Apparently, such a blanket, imposed-from-the-top prohibition isn’t the best approach, suggest some Wharton faculty.

Wharton operations and information management professor Maurice Schweitzer suggests the idea of a retreat instead. “A retreat takes people out of their environment and away from the usual distractions and allows people to think differently. If a retreat is too hard, then try something else that gets people out of their routines.”

Many employees “feel compelled to ‘keep up,’ and will [worry] that taking time to unplug will merely put them behind schedule,” he says. In that case, managers might have to revert to a top-down command role. They could, for example, “require … and coordinate a specific time … when [certain groups of people] shut down their email, turn off their phones and spend time unplugged. For this to work, managers may need to penalize anyone caught on e-mail or on the phone.”

Like most people who have studied this issue, Schweitzer says it should never be a one-size-fits-all approach. “The importance of ‘unplugging’ will vary across areas. For managers, strategic thinkers and anyone doing creative work, getting unplugged is critical. These people may do well taking time to go for a walk” as a way to escape the digital grind.

The problem of workaholic societies – empowered by the digital world – isn’t going away any time soon. As a recent Knowledge at Wharton article pointed out, the typical workday no longer ends at 5:30. With smartphones, tablets and laptop computers, “we have become … intravenous hookups to our jobs. Not only do we have difficulty maintaining personal boundaries with work because our lives and jobs are so enmeshed with technology, but we also feel intense pressure from our organizations to be ‘always on’ and immediately responsive to calls and emails outside of normal working hours.”

But even companies – ranging from Deutsche Telekom to Google  to Vollswagen — are waking up to the fact that it’s unhealthy for employees to be tethered to the job. It can make for a less productive, highly stressed workforce that may be able to return more emails per minute than ever before, but has lost the ability to concentrate for long periods of time or step back from the clutter to come up with new ideas.

Pico Iyer, in an opinion piece in The New York Times last December called “The Joy of Quiet,” wrote that two friends of his “observe an ‘Internet sabbath’ every week, turning off their online connections from Friday night to Monday morning, so as to try to revive those ancient customs known as family meals and conversation.”  

What’s clear is that one size doesn’t fit all when it comes to finding the best way to disconnect. Stewart Friedman, a Wharton practice professor of management, agrees that universal prescriptions don’t work. Instead, he says, “ask work groups to come up with their own proposals for experiments — time-limited for a month, for example –along with credible means for evaluating whether or not the experiments are working.”

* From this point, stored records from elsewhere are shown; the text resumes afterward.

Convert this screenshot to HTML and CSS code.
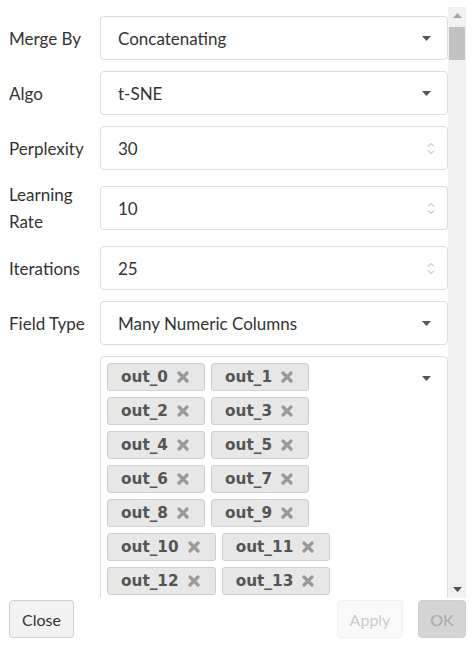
FILE: index.html
```html
<!DOCTYPE html>
<html>
<head>
<meta charset="utf-8">
<link rel="stylesheet" href="styles.css">
</head>
<body>
<div class="dialog">
  <div class="scroll-area">
    <div class="form">
      <div class="row">
        <div class="label">Merge By</div>
        <div class="control select"><span class="value">Concatenating</span><svg class="caret" width="9" height="5" viewBox="0 0 9 5"><path d="M0 0H9L4.5 5Z" fill="#555"/></svg></div>
      </div>
      <div class="row">
        <div class="label">Algo</div>
        <div class="control select"><span class="value">t-SNE</span><svg class="caret" width="9" height="5" viewBox="0 0 9 5"><path d="M0 0H9L4.5 5Z" fill="#555"/></svg></div>
      </div>
      <div class="row">
        <div class="label">Perplexity</div>
        <div class="control number"><span class="value">30</span><svg class="spin" width="8" height="13" viewBox="0 0 8 13"><path d="M1 4.5L4 1.5L7 4.5M1 8.5L4 11.5L7 8.5" fill="none" stroke="#aaa" stroke-width="1"/></svg></div>
      </div>
      <div class="row">
        <div class="label">Learning Rate</div>
        <div class="control number"><span class="value">10</span><svg class="spin" width="8" height="13" viewBox="0 0 8 13"><path d="M1 4.5L4 1.5L7 4.5M1 8.5L4 11.5L7 8.5" fill="none" stroke="#aaa" stroke-width="1"/></svg></div>
      </div>
      <div class="row">
        <div class="label">Iterations</div>
        <div class="control number"><span class="value">25</span><svg class="spin" width="8" height="13" viewBox="0 0 8 13"><path d="M1 4.5L4 1.5L7 4.5M1 8.5L4 11.5L7 8.5" fill="none" stroke="#aaa" stroke-width="1"/></svg></div>
      </div>
      <div class="row">
        <div class="label">Field Type</div>
        <div class="control select"><span class="value">Many Numeric Columns</span><svg class="caret" width="9" height="5" viewBox="0 0 9 5"><path d="M0 0H9L4.5 5Z" fill="#555"/></svg></div>
      </div>
      <div class="row top">
        <div class="label"></div>
        <div class="control multi">
          <div class="tags">
            <span class="tag">out_0<svg class="x" width="12" height="12" viewBox="0 0 12 12"><path d="M2 2L10 10M10 2L2 10" stroke="#9a9a9a" stroke-width="3.2" stroke-linecap="round"/></svg></span>
            <span class="tag">out_1<svg class="x" width="12" height="12" viewBox="0 0 12 12"><path d="M2 2L10 10M10 2L2 10" stroke="#9a9a9a" stroke-width="3.2" stroke-linecap="round"/></svg></span>
            <span class="tag">out_2<svg class="x" width="12" height="12" viewBox="0 0 12 12"><path d="M2 2L10 10M10 2L2 10" stroke="#9a9a9a" stroke-width="3.2" stroke-linecap="round"/></svg></span>
            <span class="tag">out_3<svg class="x" width="12" height="12" viewBox="0 0 12 12"><path d="M2 2L10 10M10 2L2 10" stroke="#9a9a9a" stroke-width="3.2" stroke-linecap="round"/></svg></span>
            <span class="tag">out_4<svg class="x" width="12" height="12" viewBox="0 0 12 12"><path d="M2 2L10 10M10 2L2 10" stroke="#9a9a9a" stroke-width="3.2" stroke-linecap="round"/></svg></span>
            <span class="tag">out_5<svg class="x" width="12" height="12" viewBox="0 0 12 12"><path d="M2 2L10 10M10 2L2 10" stroke="#9a9a9a" stroke-width="3.2" stroke-linecap="round"/></svg></span>
            <span class="tag">out_6<svg class="x" width="12" height="12" viewBox="0 0 12 12"><path d="M2 2L10 10M10 2L2 10" stroke="#9a9a9a" stroke-width="3.2" stroke-linecap="round"/></svg></span>
            <span class="tag">out_7<svg class="x" width="12" height="12" viewBox="0 0 12 12"><path d="M2 2L10 10M10 2L2 10" stroke="#9a9a9a" stroke-width="3.2" stroke-linecap="round"/></svg></span>
            <span class="tag">out_8<svg class="x" width="12" height="12" viewBox="0 0 12 12"><path d="M2 2L10 10M10 2L2 10" stroke="#9a9a9a" stroke-width="3.2" stroke-linecap="round"/></svg></span>
            <span class="tag">out_9<svg class="x" width="12" height="12" viewBox="0 0 12 12"><path d="M2 2L10 10M10 2L2 10" stroke="#9a9a9a" stroke-width="3.2" stroke-linecap="round"/></svg></span>
            <span class="tag">out_10<svg class="x" width="12" height="12" viewBox="0 0 12 12"><path d="M2 2L10 10M10 2L2 10" stroke="#9a9a9a" stroke-width="3.2" stroke-linecap="round"/></svg></span>
            <span class="tag">out_11<svg class="x" width="12" height="12" viewBox="0 0 12 12"><path d="M2 2L10 10M10 2L2 10" stroke="#9a9a9a" stroke-width="3.2" stroke-linecap="round"/></svg></span>
            <span class="tag">out_12<svg class="x" width="12" height="12" viewBox="0 0 12 12"><path d="M2 2L10 10M10 2L2 10" stroke="#9a9a9a" stroke-width="3.2" stroke-linecap="round"/></svg></span>
            <span class="tag">out_13<svg class="x" width="12" height="12" viewBox="0 0 12 12"><path d="M2 2L10 10M10 2L2 10" stroke="#9a9a9a" stroke-width="3.2" stroke-linecap="round"/></svg></span>
          </div>
          <svg class="caret multi-caret" width="9" height="5" viewBox="0 0 9 5"><path d="M0 0H9L4.5 5Z" fill="#555"/></svg>
        </div>
      </div>
    </div>
    <div class="scrollbar">
      <div class="sb-btn"><svg width="9" height="5" viewBox="0 0 9 5"><path d="M0 5H9L4.5 0Z" fill="#a3a3a3"/></svg></div>
      <div class="sb-track"><div class="sb-thumb"></div></div>
      <div class="sb-btn"><svg width="9" height="5" viewBox="0 0 9 5"><path d="M0 0H9L4.5 5Z" fill="#505050"/></svg></div>
    </div>
  </div>
  <div class="footer">
    <button class="btn close">Close</button>
    <div class="spacer"></div>
    <button class="btn apply">Apply</button>
    <button class="btn ok">OK</button>
  </div>
</div>
</body>
</html>
```

FILE: styles.css
```css
html, body {
  margin: 0;
  padding: 0;
  background: #fff;
}
body {
  font-family: Lato, "Liberation Sans", sans-serif;
  color: #333;
  width: 474px;
  height: 648px;
  overflow: hidden;
}
.dialog {
  padding: 7px 8px 0 9px;
}
.scroll-area {
  display: flex;
  height: 591px;
  overflow: hidden;
}
.form {
  flex: 1;
  padding-top: 9px;
  min-width: 0;
}
.row {
  display: flex;
  align-items: center;
  margin-bottom: 11px;
}
.row.top {
  align-items: flex-start;
}
.label {
  width: 91px;
  flex: none;
  font-size: 17px;
  line-height: 27px;
  color: #333;
  padding-right: 4px;
  box-sizing: border-box;
}
.control {
  flex: 1;
  height: 44px;
  box-sizing: border-box;
  border: 1px solid #dcdcdc;
  border-radius: 4px;
  background: #fff;
  display: flex;
  align-items: center;
  padding: 0 14px 0 17px;
  font-size: 17px;
}
.control .value {
  flex: 1;
}
.caret {
  display: block;
  margin-right: 2px;
}
.spin {
  display: block;
  margin-right: -2px;
}
.control.multi {
  height: auto;
  align-items: flex-start;
  padding: 6px 14px 6px 6px;
}
.tags {
  flex: 1;
  display: flex;
  flex-wrap: wrap;
  gap: 6px;
  max-width: 240px;
  margin-right: auto;
}
.multi-caret {
  margin-top: 13px;
}
.tag {
  display: inline-flex;
  align-items: center;
  height: 28px;
  box-sizing: border-box;
  padding: 0 15px 0 13px;
  border: 1px solid #cfcfcf;
  border-radius: 3px;
  background: #e7e7e7;
  font-family: "DejaVu Sans", sans-serif;
  font-weight: bold;
  font-size: 15.3px;
  color: #555;
}
.tag .x {
  display: block;
  margin-left: 9px;
  flex: none;
}
.scrollbar {
  width: 18px;
  flex: none;
  background: #f1f1f1;
  display: flex;
  flex-direction: column;
}
.sb-btn {
  height: 17px;
  display: flex;
  align-items: center;
  justify-content: center;
}
.sb-track {
  flex: 1;
  padding-top: 3px;
}
.sb-thumb {
  height: 33px;
  margin: 0 1px;
  background: #c1c1c1;
}
.footer {
  display: flex;
  margin-top: 2px;
  gap: 15px;
}
.spacer {
  flex: 1;
}
.btn {
  height: 38px;
  font-family: Lato, "Liberation Sans", sans-serif;
  font-size: 16px;
  border-radius: 4px;
  padding: 0;
  box-sizing: border-box;
}
.btn.close {
  width: 65px;
  background: #f2f2f2;
  border: 1px solid #cfcfcf;
  color: #333;
}
.btn.apply {
  width: 66px;
  background: #f9f9f9;
  border: 1px solid #f1f1f1;
  color: #cccccc;
}
.btn.ok {
  width: 48px;
  background: #d4d4d4;
  border: 1px solid #cdcdcd;
  color: #a9a9a9;
}
```
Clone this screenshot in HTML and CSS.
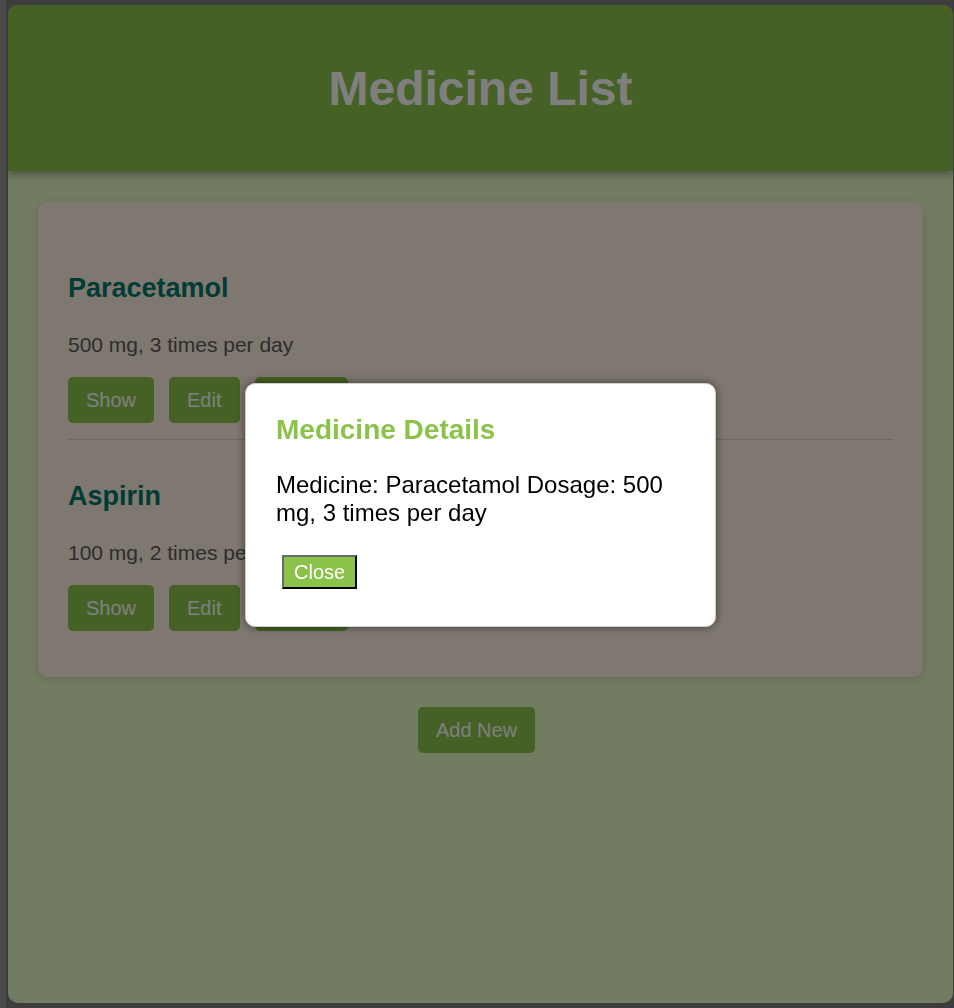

And not everyone in that work group should be forced to do the same thing, he adds. “The group can decide ,and then monitor, who gets to do what. For example, one employee gets to leave on Fridays at 5 p.m. while another comes in at 10 a.m. on Mondays, and so forth.” Measuring the impact of such an approach is critical. “If you’re part of a sales team, for example, ask how your sales numbers are doing after a month of this experiment.” 

Addendum: Discussion of digital shutdowns leads to a Knowledge at WhartonToday pet peeve: Going into our local yogurt store and seeing parents glued to their smartphones while their four-, five- or six-year-old kids are silently eating their chocolate/vanilla soft serve and staring at the wall. Assuming that the child is not busy on his or her own device (and most of the ones we see are not, despite anecdotes about toddler technology geniuses), how about redrawing this picture? For parents, a rare moment alone with their child doing something fun together used to be called their “quality time.” Now, all too often, it seems to be their “digital time.”